PROBLEM: Exactly reproduce the entries, dropping any pictures from your copy.

[Rows from a dataset of pages and code]
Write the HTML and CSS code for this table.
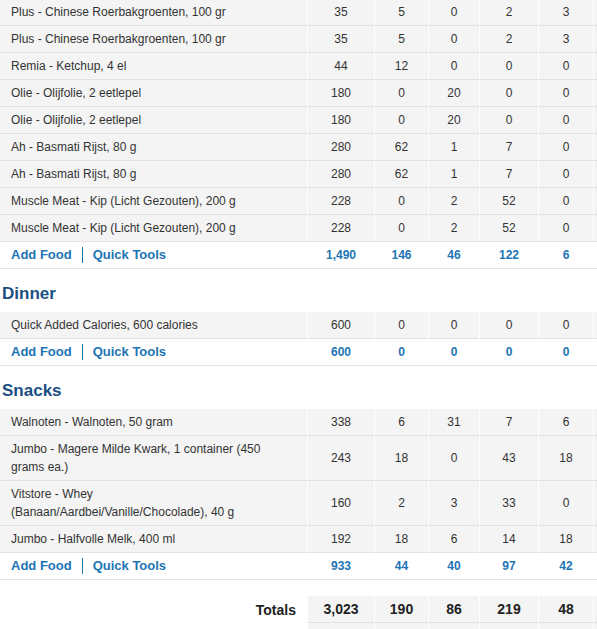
FILE: index.html
```html
<!DOCTYPE html>
<html lang="nl">
<head>
<meta charset="utf-8">
<title>Food Diary</title>
<link rel="stylesheet" href="styles.css">
</head>
<body>
<div class="viewport">
<table class="diary">
  <colgroup>
    <col class="c-name"><col class="c-cal"><col class="c-carb"><col class="c-fat"><col class="c-prot"><col class="c-sug"><col class="c-extra">
  </colgroup>
  <tbody>
    <tr class="food"><td>Plus - Chinese Roerbakgroenten, 100 gr</td><td>35</td><td>5</td><td>0</td><td>2</td><td>3</td><td></td></tr>
    <tr class="food"><td>Plus - Chinese Roerbakgroenten, 100 gr</td><td>35</td><td>5</td><td>0</td><td>2</td><td>3</td><td></td></tr>
    <tr class="food"><td>Remia - Ketchup, 4 el</td><td>44</td><td>12</td><td>0</td><td>0</td><td>0</td><td></td></tr>
    <tr class="food"><td>Olie - Olijfolie, 2 eetlepel</td><td>180</td><td>0</td><td>20</td><td>0</td><td>0</td><td></td></tr>
    <tr class="food"><td>Olie - Olijfolie, 2 eetlepel</td><td>180</td><td>0</td><td>20</td><td>0</td><td>0</td><td></td></tr>
    <tr class="food"><td>Ah - Basmati Rijst, 80 g</td><td>280</td><td>62</td><td>1</td><td>7</td><td>0</td><td></td></tr>
    <tr class="food"><td>Ah - Basmati Rijst, 80 g</td><td>280</td><td>62</td><td>1</td><td>7</td><td>0</td><td></td></tr>
    <tr class="food"><td>Muscle Meat - Kip (Licht Gezouten), 200 g</td><td>228</td><td>0</td><td>2</td><td>52</td><td>0</td><td></td></tr>
    <tr class="food"><td>Muscle Meat - Kip (Licht Gezouten), 200 g</td><td>228</td><td>0</td><td>2</td><td>52</td><td>0</td><td></td></tr>
    <tr class="foot"><td><a class="link" href="#">Add Food</a><span class="sep"></span><a class="link" href="#">Quick Tools</a></td><td>1,490</td><td>146</td><td>46</td><td>122</td><td>6</td><td></td></tr>

    <tr class="meal-head"><td colspan="7"><h2>Dinner</h2></td></tr>
    <tr class="food"><td>Quick Added Calories, 600 calories</td><td>600</td><td>0</td><td>0</td><td>0</td><td>0</td><td></td></tr>
    <tr class="foot"><td><a class="link" href="#">Add Food</a><span class="sep"></span><a class="link" href="#">Quick Tools</a></td><td>600</td><td>0</td><td>0</td><td>0</td><td>0</td><td></td></tr>

    <tr class="meal-head"><td colspan="7"><h2>Snacks</h2></td></tr>
    <tr class="food"><td>Walnoten - Walnoten, 50 gram</td><td>338</td><td>6</td><td>31</td><td>7</td><td>6</td><td></td></tr>
    <tr class="food"><td>Jumbo - Magere Milde Kwark, 1 container (450 grams ea.)</td><td>243</td><td>18</td><td>0</td><td>43</td><td>18</td><td></td></tr>
    <tr class="food"><td>Vitstore - Whey (Banaan/Aardbei/Vanille/Chocolade), 40 g</td><td>160</td><td>2</td><td>3</td><td>33</td><td>0</td><td></td></tr>
    <tr class="food"><td>Jumbo - Halfvolle Melk, 400 ml</td><td>192</td><td>18</td><td>6</td><td>14</td><td>18</td><td></td></tr>
    <tr class="foot"><td><a class="link" href="#">Add Food</a><span class="sep"></span><a class="link" href="#">Quick Tools</a></td><td>933</td><td>44</td><td>40</td><td>97</td><td>42</td><td></td></tr>

    <tr class="gap"><td colspan="7"></td></tr>
    <tr class="total"><td>Totals</td><td>3,023</td><td>190</td><td>86</td><td>219</td><td>48</td><td></td></tr>
    <tr class="total"><td></td><td></td><td></td><td></td><td></td><td></td><td></td></tr>
  </tbody>
</table>
</div>
</body>
</html>
```

FILE: styles.css
```css
* {
  box-sizing: border-box;
}

html,
body {
  margin: 0;
  padding: 0;
  overflow: hidden;
  background: #fff;
}

body {
  font-family: "Liberation Sans", Arial, sans-serif;
  font-size: 12px;
  color: #333;
}

.viewport {
  width: 597px;
  height: 629px;
  overflow: hidden;
}

.diary {
  border-collapse: separate;
  border-spacing: 0;
  table-layout: fixed;
  width: 653px;
  margin-top: -1px;
}

.c-name { width: 307px; }
.c-cal { width: 67px; }
.c-carb { width: 54px; }
.c-fat { width: 51px; }
.c-prot { width: 59px; }
.c-sug { width: 55px; }
.c-extra { width: 60px; }

.diary td {
  padding: 4px 11px;
  line-height: 18px;
  height: 27px;
  vertical-align: middle;
  text-align: center;
}

.diary td:first-child {
  text-align: left;
  padding-right: 20px;
}

.food td {
  background: #f4f4f4;
  border-bottom: 1px solid #e2e2e2;
}

.food td + td,
.foot td + td,
.total td + td {
  border-left: 1px solid #fff;
}

.foot td {
  background: #fff;
  border-bottom: 1px solid #e2e2e2;
  color: #1d74b5;
  font-weight: bold;
}

.link {
  color: #1d74b5;
  font-size: 13px;
  font-weight: bold;
  text-decoration: none;
}

.sep {
  display: inline-block;
  width: 1px;
  height: 16px;
  margin: 0 10px;
  background: #1d74b5;
  vertical-align: -4px;
}

.meal-head td {
  height: 43px;
  padding: 15px 2px 8px;
  background: #fff;
}

.meal-head h2 {
  margin: 0;
  font-size: 17px;
  line-height: 20px;
  font-weight: bold;
  color: #1b4f84;
}

.gap td {
  height: 16px;
  padding: 0;
}

.total td {
  background: #f4f4f4;
  border-bottom: 1px solid #e2e2e2;
  font-size: 14px;
  font-weight: bold;
  color: #222;
}

.diary .total td:first-child {
  background: #fff;
  border-bottom: none;
  text-align: right;
  padding-right: 11px;
}
```
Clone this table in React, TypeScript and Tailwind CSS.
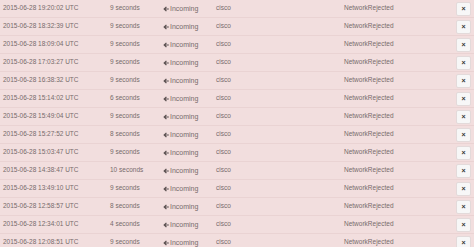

RESPONSE TO THIS EXERCISE:
Write the HTML and CSS code for this table.
FILE: index.html
```html
<!DOCTYPE html>
<html lang="nl">
<head>
<meta charset="utf-8">
<title>Food Diary</title>
<link rel="stylesheet" href="styles.css">
</head>
<body>
<div class="viewport">
<table class="diary">
  <colgroup>
    <col class="c-name"><col class="c-cal"><col class="c-carb"><col class="c-fat"><col class="c-prot"><col class="c-sug"><col class="c-extra">
  </colgroup>
  <tbody>
    <tr class="food"><td>Plus - Chinese Roerbakgroenten, 100 gr</td><td>35</td><td>5</td><td>0</td><td>2</td><td>3</td><td></td></tr>
    <tr class="food"><td>Plus - Chinese Roerbakgroenten, 100 gr</td><td>35</td><td>5</td><td>0</td><td>2</td><td>3</td><td></td></tr>
    <tr class="food"><td>Remia - Ketchup, 4 el</td><td>44</td><td>12</td><td>0</td><td>0</td><td>0</td><td></td></tr>
    <tr class="food"><td>Olie - Olijfolie, 2 eetlepel</td><td>180</td><td>0</td><td>20</td><td>0</td><td>0</td><td></td></tr>
    <tr class="food"><td>Olie - Olijfolie, 2 eetlepel</td><td>180</td><td>0</td><td>20</td><td>0</td><td>0</td><td></td></tr>
    <tr class="food"><td>Ah - Basmati Rijst, 80 g</td><td>280</td><td>62</td><td>1</td><td>7</td><td>0</td><td></td></tr>
    <tr class="food"><td>Ah - Basmati Rijst, 80 g</td><td>280</td><td>62</td><td>1</td><td>7</td><td>0</td><td></td></tr>
    <tr class="food"><td>Muscle Meat - Kip (Licht Gezouten), 200 g</td><td>228</td><td>0</td><td>2</td><td>52</td><td>0</td><td></td></tr>
    <tr class="food"><td>Muscle Meat - Kip (Licht Gezouten), 200 g</td><td>228</td><td>0</td><td>2</td><td>52</td><td>0</td><td></td></tr>
    <tr class="foot"><td><a class="link" href="#">Add Food</a><span class="sep"></span><a class="link" href="#">Quick Tools</a></td><td>1,490</td><td>146</td><td>46</td><td>122</td><td>6</td><td></td></tr>

    <tr class="meal-head"><td colspan="7"><h2>Dinner</h2></td></tr>
    <tr class="food"><td>Quick Added Calories, 600 calories</td><td>600</td><td>0</td><td>0</td><td>0</td><td>0</td><td></td></tr>
    <tr class="foot"><td><a class="link" href="#">Add Food</a><span class="sep"></span><a class="link" href="#">Quick Tools</a></td><td>600</td><td>0</td><td>0</td><td>0</td><td>0</td><td></td></tr>

    <tr class="meal-head"><td colspan="7"><h2>Snacks</h2></td></tr>
    <tr class="food"><td>Walnoten - Walnoten, 50 gram</td><td>338</td><td>6</td><td>31</td><td>7</td><td>6</td><td></td></tr>
    <tr class="food"><td>Jumbo - Magere Milde Kwark, 1 container (450 grams ea.)</td><td>243</td><td>18</td><td>0</td><td>43</td><td>18</td><td></td></tr>
    <tr class="food"><td>Vitstore - Whey (Banaan/Aardbei/Vanille/Chocolade), 40 g</td><td>160</td><td>2</td><td>3</td><td>33</td><td>0</td><td></td></tr>
    <tr class="food"><td>Jumbo - Halfvolle Melk, 400 ml</td><td>192</td><td>18</td><td>6</td><td>14</td><td>18</td><td></td></tr>
    <tr class="foot"><td><a class="link" href="#">Add Food</a><span class="sep"></span><a class="link" href="#">Quick Tools</a></td><td>933</td><td>44</td><td>40</td><td>97</td><td>42</td><td></td></tr>

    <tr class="gap"><td colspan="7"></td></tr>
    <tr class="total"><td>Totals</td><td>3,023</td><td>190</td><td>86</td><td>219</td><td>48</td><td></td></tr>
    <tr class="total"><td></td><td></td><td></td><td></td><td></td><td></td><td></td></tr>
  </tbody>
</table>
</div>
</body>
</html>
```

FILE: styles.css
```css
* {
  box-sizing: border-box;
}

html,
body {
  margin: 0;
  padding: 0;
  overflow: hidden;
  background: #fff;
}

body {
  font-family: "Liberation Sans", Arial, sans-serif;
  font-size: 12px;
  color: #333;
}

.viewport {
  width: 597px;
  height: 629px;
  overflow: hidden;
}

.diary {
  border-collapse: separate;
  border-spacing: 0;
  table-layout: fixed;
  width: 653px;
  margin-top: -1px;
}

.c-name { width: 307px; }
.c-cal { width: 67px; }
.c-carb { width: 54px; }
.c-fat { width: 51px; }
.c-prot { width: 59px; }
.c-sug { width: 55px; }
.c-extra { width: 60px; }

.diary td {
  padding: 4px 11px;
  line-height: 18px;
  height: 27px;
  vertical-align: middle;
  text-align: center;
}

.diary td:first-child {
  text-align: left;
  padding-right: 20px;
}

.food td {
  background: #f4f4f4;
  border-bottom: 1px solid #e2e2e2;
}

.food td + td,
.foot td + td,
.total td + td {
  border-left: 1px solid #fff;
}

.foot td {
  background: #fff;
  border-bottom: 1px solid #e2e2e2;
  color: #1d74b5;
  font-weight: bold;
}

.link {
  color: #1d74b5;
  font-size: 13px;
  font-weight: bold;
  text-decoration: none;
}

.sep {
  display: inline-block;
  width: 1px;
  height: 16px;
  margin: 0 10px;
  background: #1d74b5;
  vertical-align: -4px;
}

.meal-head td {
  height: 43px;
  padding: 15px 2px 8px;
  background: #fff;
}

.meal-head h2 {
  margin: 0;
  font-size: 17px;
  line-height: 20px;
  font-weight: bold;
  color: #1b4f84;
}

.gap td {
  height: 16px;
  padding: 0;
}

.total td {
  background: #f4f4f4;
  border-bottom: 1px solid #e2e2e2;
  font-size: 14px;
  font-weight: bold;
  color: #222;
}

.diary .total td:first-child {
  background: #fff;
  border-bottom: none;
  text-align: right;
  padding-right: 11px;
}
```
Clone this table in React, TypeScript and Tailwind CSS.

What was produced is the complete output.